I remember I was also a huge fan of the Anne of Green Gables series and I thought Anne was the kind of person I would like to be friends with! She was wonderful because she wasn’t a perfect human being, but she matured throughout the series and made me laugh.

A bit sillier was when I was 11 or so and started being interested in relationships. I was really into Star Wars and I had fangirl crushes on Han Solo, and, more oddly, Boba Fett (the bounty hunter who never takes off his mask) and Ghent (a young computer geek from Timothy Zahn’s really-rather-crap-actually novels). I think the crush on Boba Fett got a bit out of control; I was obsessed. Actually, I still (as a 19 year old) get crushes on celebrities, I think it’s become much more healthy since then though.

You’re embarrassed, choie? Wait till you read mine.

OK, I know I talk about Naruto an awful lot on this board, but I really really like that manga/anime series.
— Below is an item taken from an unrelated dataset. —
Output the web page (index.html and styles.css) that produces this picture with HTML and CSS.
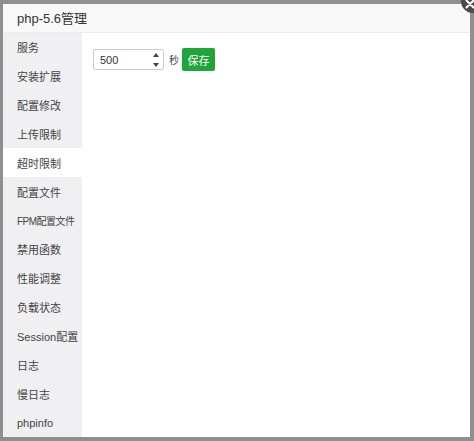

The character who stands out for me is HinataHyuuga. She’s shy and withdrawn, much as I was at the age she is at the beginning of the series (12 or so). She’s the oldest daughter of a rather traditional family, but she is passed over as the heiress in favor of her younger sister, because her father considers her untalented as a ninja. With Naruto’s encouragement, she stands up to her bullying older cousin (who gets his ass kicked by Naruto, BTW) and develops her natural talents as a tracker as well as a defensive fighting technique. She has admired Naruto for years, and this admiration has blossomed into a crush, but it takes several years, and a life-threatening situation, for her to confess her feelings to him.

The reason I identify with this character to some extent is that I was once as shy and withdrawn as she was. I liked how she toughened up as the series went on while still remaining sweet and kind to her friends. I know many people find her annoying as a character, but I’ve noticed they tend to be the same people who would tell me “Speak up! Stop mumbling!” and “Smile!” when they think I’m not acting lively enough for them. :rolleyes: Not all of us are the life of the party, and I like that there is a female character with this personality who is portrayed heroically.